_Do this_
For the entries below, copy exactly the line that contains "Write the React" through the line that contains "const cols = 'grid", both ends included, and exclude all pictures.
[Start Data shown]
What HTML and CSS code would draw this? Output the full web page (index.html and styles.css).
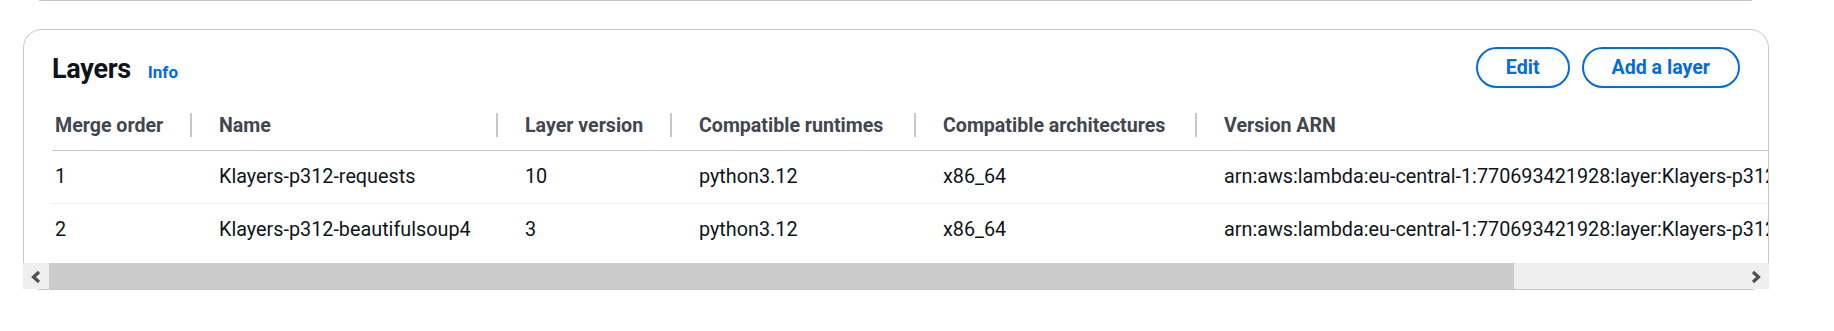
FILE: index.html
```html
<!DOCTYPE html>
<html lang="en">
<head>
<meta charset="utf-8">
<title>Layers</title>
<link rel="stylesheet" href="styles.css">
</head>
<body>
<div class="page">
  <div class="prev-divider"></div>
  <section class="card">
    <header class="card-header">
      <div class="title-group">
        <h2 class="title">Layers</h2>
        <a class="info-link" href="#">Info</a>
      </div>
      <div class="actions">
        <button class="btn" type="button">Edit</button>
        <button class="btn" type="button">Add a layer</button>
      </div>
    </header>
    <div class="table-wrap">
      <table class="layers-table">
        <colgroup>
          <col class="c1"><col class="c2"><col class="c3"><col class="c4"><col class="c5"><col class="c6">
        </colgroup>
        <thead>
          <tr>
            <th class="first">Merge order</th>
            <th>Name</th>
            <th>Layer version</th>
            <th>Compatible runtimes</th>
            <th>Compatible architectures</th>
            <th class="last">Version ARN</th>
          </tr>
        </thead>
        <tbody>
          <tr>
            <td class="first">1</td>
            <td>Klayers-p312-requests</td>
            <td>10</td>
            <td>python3.12</td>
            <td>x86_64</td>
            <td>arn:aws:lambda:eu-central-1:770693421928:layer:Klayers-p312-requests:10</td>
          </tr>
          <tr>
            <td class="first">2</td>
            <td>Klayers-p312-beautifulsoup4</td>
            <td>3</td>
            <td>python3.12</td>
            <td>x86_64</td>
            <td>arn:aws:lambda:eu-central-1:770693421928:layer:Klayers-p312-beautifulsoup4:3</td>
          </tr>
        </tbody>
      </table>
    </div>
    <div class="hscroll">
      <div class="hs-btn">
        <svg width="26" height="26" viewBox="0 0 26 26"><polyline points="16,9 10.5,14 16,19" fill="none" stroke="#505050" stroke-width="3.2"/></svg>
      </div>
      <div class="hs-thumb"></div>
      <div class="hs-track"></div>
      <div class="hs-btn">
        <svg width="26" height="26" viewBox="0 0 26 26"><polyline points="10,9 15.5,14 10,19" fill="none" stroke="#505050" stroke-width="3.2"/></svg>
      </div>
    </div>
  </section>
</div>
</body>
</html>
```

FILE: styles.css
```css
html, body {
  margin: 0;
  padding: 0;
  background: #ffffff;
}

body {
  font-family: Roboto, "Liberation Sans", Arial, sans-serif;
  color: #0f141a;
}

.page {
  width: 1834px;
}

.prev-divider {
  margin-left: 39px;
  width: 1713px;
  height: 1px;
  background: #c6c6cd;
}

.card {
  box-sizing: border-box;
  margin-top: 28px;
  margin-left: 23px;
  width: 1746px;
  border: 1px solid #c6c6cd;
  border-radius: 19px;
  background: #ffffff;
}

.card-header {
  display: flex;
  align-items: center;
  justify-content: space-between;
  padding: 17px 28px 12px 28px;
}

.title-group {
  display: flex;
  align-items: baseline;
  gap: 17px;
  padding-top: 2px;
}

.title {
  margin: 0;
  font-size: 27px;
  line-height: 34px;
  font-weight: 700;
  letter-spacing: -0.3px;
  color: #0f141a;
}

.info-link {
  font-size: 17px;
  font-weight: 700;
  color: #006ce0;
  text-decoration: none;
}

.actions {
  display: flex;
  gap: 12px;
}

.btn {
  box-sizing: border-box;
  height: 41px;
  padding: 0 28px;
  border: 2px solid #006ce0;
  border-radius: 21px;
  background: #ffffff;
  color: #006ce0;
  font-family: Roboto, "Liberation Sans", Arial, sans-serif;
  font-size: 19.6px;
  font-weight: 700;
  line-height: 37px;
}

.table-wrap {
  overflow: hidden;
  padding: 0 0 7px 28px;
}

.layers-table {
  table-layout: fixed;
  border-collapse: separate;
  border-spacing: 0;
  width: 2044px;
  white-space: nowrap;
}

.c1 { width: 139px; }
.c2 { width: 306px; }
.c3 { width: 174px; }
.c4 { width: 244px; }
.c5 { width: 281px; }
.c6 { width: 900px; }

.layers-table th,
.layers-table td {
  box-sizing: border-box;
  text-align: left;
  padding: 12px 0 12px 28px;
  line-height: 28px;
  font-size: 19.6px;
}

.layers-table th {
  position: relative;
  padding-bottom: 10px;
  font-weight: 700;
  color: #424650;
  border-bottom: 1px solid #c6c6cd;
}

.layers-table th::after {
  content: "";
  position: absolute;
  right: -1px;
  top: 13px;
  width: 2px;
  height: 24px;
  background: #c6c6cd;
}

.layers-table th.last::after {
  display: none;
}

.layers-table td {
  font-size: 19.8px;
  font-weight: 400;
  color: #0f141a;
}

.layers-table tbody tr:first-child td {
  border-bottom: 1px solid #ebebf0;
}

.layers-table .first {
  padding-left: 3px;
}

.hscroll {
  display: flex;
  height: 26px;
  margin: 0 -1px;
}

.hs-btn {
  width: 26px;
  height: 26px;
  flex: none;
  background: #efefef;
}

.hs-btn svg {
  display: block;
}

.hs-thumb {
  width: 1465px;
  flex: none;
  background: #cbcbcb;
}

.hs-track {
  flex: 1;
  background: #efefef;
}
```
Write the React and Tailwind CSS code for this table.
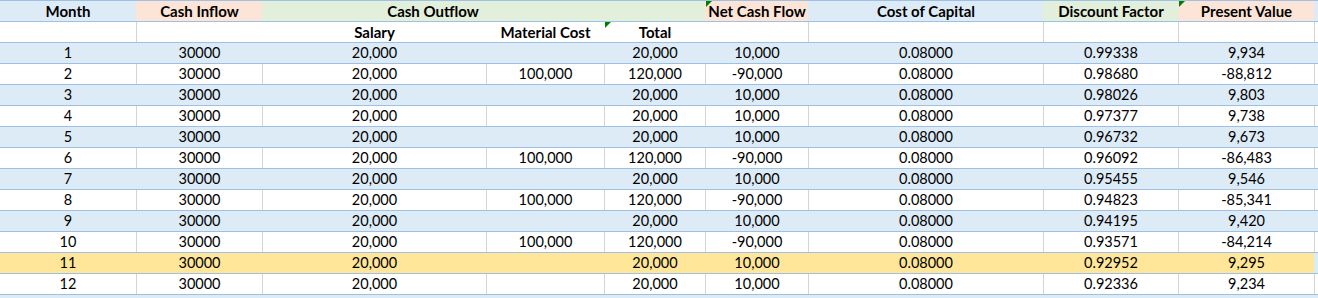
import React from 'react';

const cols = 'grid grid-cols-[136px_126px_224px_118px_101px_103px_235px_135px_136px_1fr]';

const rows = [
  ['1', '', '20,000', '10,000', '0.99338', '9,934'],
  ['2', '100,000', '120,000', '-90,000', '0.98680', '-88,812'],
  ['3', '', '20,000', '10,000', '0.98026', '9,803'],
  ['4', '', '20,000', '10,000', '0.97377', '9,738'],
  ['5', '', '20,000', '10,000', '0.96732', '9,673'],
  ['6', '100,000', '120,000', '-90,000', '0.96092', '-86,483'],
  ['7', '', '20,000', '10,000', '0.95455', '9,546'],
  ['8', '100,000', '120,000', '-90,000', '0.94823', '-85,341'],
  ['9', '', '20,000', '10,000', '0.94195', '9,420'],
  ['10', '100,000', '120,000', '-90,000', '0.93571', '-84,214'],
  ['11', '', '20,000', '10,000', '0.92952', '9,295'],
  ['12', '', '20,000', '10,000', '0.92336', '9,234'],
];

const Flag = () => (
  <span className="absolute left-0 top-0 h-0 w-0 border-t-[6px] border-r-[6px] border-t-[#008000] border-r-transparent" />
);

const Cell = ({ children, line, flag, className = '' }) => (
  <div
    className={`relative flex h-[20px] items-center justify-center border-l ${
      line ? 'border-[#d4d4d4]' : 'border-transparent'
    } ${className}`}
  >
    {flag && <Flag />}
    <span className="pt-[1px]">{children}</span>
  </div>
);

const App = () => {
  return (
    <div
      className="w-[1318px] h-[298px] overflow-hidden bg-white text-[14.5px] leading-none text-black"
      style={{ fontFamily: 'Lato, "Open Sans", sans-serif' }}
    >
      <div className={`${cols} border-y border-[#9bc2e6] bg-[#ddebf7] text-[15px] font-bold`}>
        <Cell className="border-l-0">Month</Cell>
        <Cell className="bg-[#fce4d6]">Cash Inflow</Cell>
        <div className="col-span-2 flex h-[20px] items-center justify-center bg-[#e2efda] pt-[1px]">Cash Outflow</div>
        <Cell className="bg-[#e2efda]" />
        <Cell className="bg-[#fce4d6]" flag>Net Cash Flow</Cell>
        <Cell>Cost of Capital</Cell>
        <Cell className="bg-[#e2efda]">Discount Factor</Cell>
        <Cell className="bg-[#fce4d6]" flag>Present Value</Cell>
        <Cell />
      </div>

      <div className={`${cols} border-b border-[#9bc2e6] bg-white text-[15px] font-bold`}>
        <Cell className="border-l-0" />
        <Cell line />
        <Cell>Salary</Cell>
        <Cell>Material Cost</Cell>
        <Cell flag>Total</Cell>
        <Cell />
        <Cell line />
        <Cell line />
        <Cell line />
        <Cell line />
      </div>

      {rows.map(([month, material, total, net, df, pv], i) => {
        const striped = i % 2 === 0;
        const highlight = month === '11';
        const bg = highlight ? 'bg-[#ffe699]' : striped ? 'bg-[#ddebf7]' : 'bg-white';
        const line = !striped && !highlight;
        return (
          <div key={month} className={`${cols} border-b border-[#9bc2e6] ${striped ? 'bg-[#ddebf7]' : 'bg-white'}`}>
            <Cell className={`border-l-0 ${bg}`}>{month}</Cell>
            <Cell line={line} className={bg}>30000</Cell>
            <Cell line={line} className={bg}>20,000</Cell>
            <Cell line={line} className={bg}>{material}</Cell>
            <Cell line={line} className={bg}>{total}</Cell>
            <Cell line={line} className={bg}>{net}</Cell>
            <Cell line={line} className={bg}>0.08000</Cell>
            <Cell line={line} className={bg}>{df}</Cell>
            <Cell line={line} className={bg}>{pv}</Cell>
            <Cell line={line} />
          </div>
        );
      })}

      <div className="h-[20px] bg-[#ddebf7]" />
    </div>
  );
};

export default App;
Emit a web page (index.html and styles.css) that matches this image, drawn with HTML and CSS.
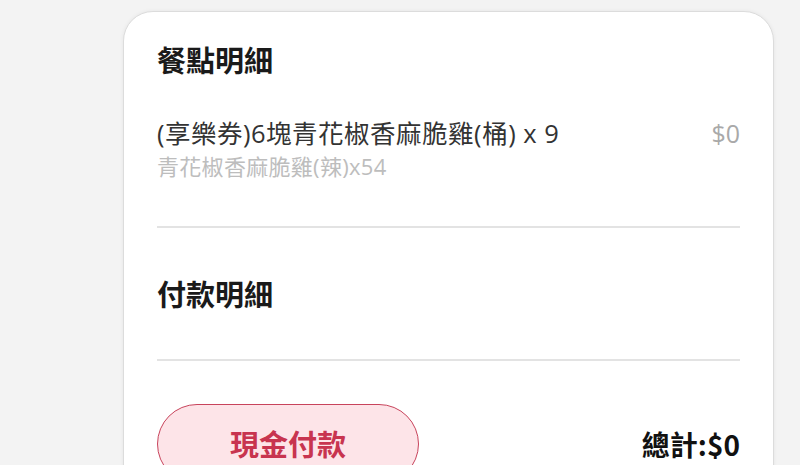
FILE: index.html
```html
<!DOCTYPE html>
<html lang="zh-Hant">
<head>
<meta charset="utf-8">
<link rel="stylesheet" href="styles.css">
</head>
<body>
<div class="card">
  <h2 class="section-title">餐點明細</h2>
  <div class="item">
    <div class="item-main">
      <div class="item-name">(享樂券)6塊青花椒香麻脆雞(桶) x 9</div>
      <div class="item-sub">青花椒香麻脆雞(辣)x54</div>
    </div>
    <div class="item-price">$0</div>
  </div>
  <hr class="divider first">
  <h2 class="section-title pay">付款明細</h2>
  <hr class="divider second">
  <div class="footer">
    <button class="cash-btn">現金付款</button>
    <div class="total">總計:$0</div>
  </div>
</div>
</body>
</html>
```

FILE: styles.css
```css
html, body {
  margin: 0;
  padding: 0;
  background: #f3f3f3;
  height: 465px;
  overflow: hidden;
  font-family: "Noto Sans CJK TC", "Noto Sans", sans-serif;
}
.card {
  margin: 11px 0 0 123px;
  width: 651px;
  box-sizing: border-box;
  background: #fff;
  border: 1.5px solid #dcdcdc;
  border-radius: 30px;
  box-shadow: 0 0 4px rgba(0,0,0,0.06);
  padding: 27px 33px 40px 33px;
  min-height: 520px;
}
.section-title {
  margin: 0;
  font-size: 29px;
  line-height: 40px;
  font-weight: 700;
  color: #1a1a1a;
}
.item {
  margin-top: 38px;
  display: flex;
  justify-content: space-between;
  align-items: flex-start;
}
.item-name {
  font-family: "Open Sans", "Noto Sans CJK TC", sans-serif;
  font-size: 25.5px;
  letter-spacing: 0.5px;
  line-height: 32px;
  color: #333;
}
.item-sub {
  font-family: "Open Sans", "Noto Sans CJK TC", sans-serif;
  margin-top: 3px;
  font-size: 22px;
  letter-spacing: 0.3px;
  line-height: 28px;
  color: #bdbdbd;
}
.item-price {
  font-family: "Open Sans", "Noto Sans CJK TC", sans-serif;
  font-size: 25px;
  line-height: 32px;
  color: #a9a9a9;
}
.divider {
  border: 0;
  height: 2px;
  background: #e3e3e3;
  margin: 0;
}
.divider.first { margin-top: 46px; }
.pay { margin-top: 45px; }
.divider.second { margin-top: 46px; }
.footer {
  margin-top: 43px;
  display: flex;
  justify-content: space-between;
  align-items: flex-start;
}
.cash-btn {
  width: 262px;
  height: 80px;
  border-radius: 40px;
  border: 1.5px solid #c8445c;
  background: #fde4e8;
  color: #c8344f;
  font-family: inherit;
  font-size: 29px;
  font-weight: 700;
  line-height: 76px;
  padding: 0;
  display: flex;
  justify-content: center;
  align-items: flex-start;
}
.total {
  margin-top: 20px;
  font-size: 28px;
  line-height: 40px;
  font-weight: 700;
  color: #111;
}
```
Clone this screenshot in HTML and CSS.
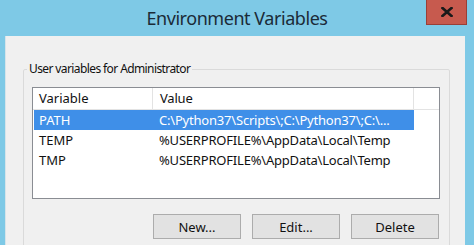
[End Data shown]
_Solution for this exercise_
Write the React and Tailwind CSS code for this table.
import React from 'react';

const cols = 'grid grid-cols-[136px_126px_224px_118px_101px_103px_235px_135px_136px_1fr]';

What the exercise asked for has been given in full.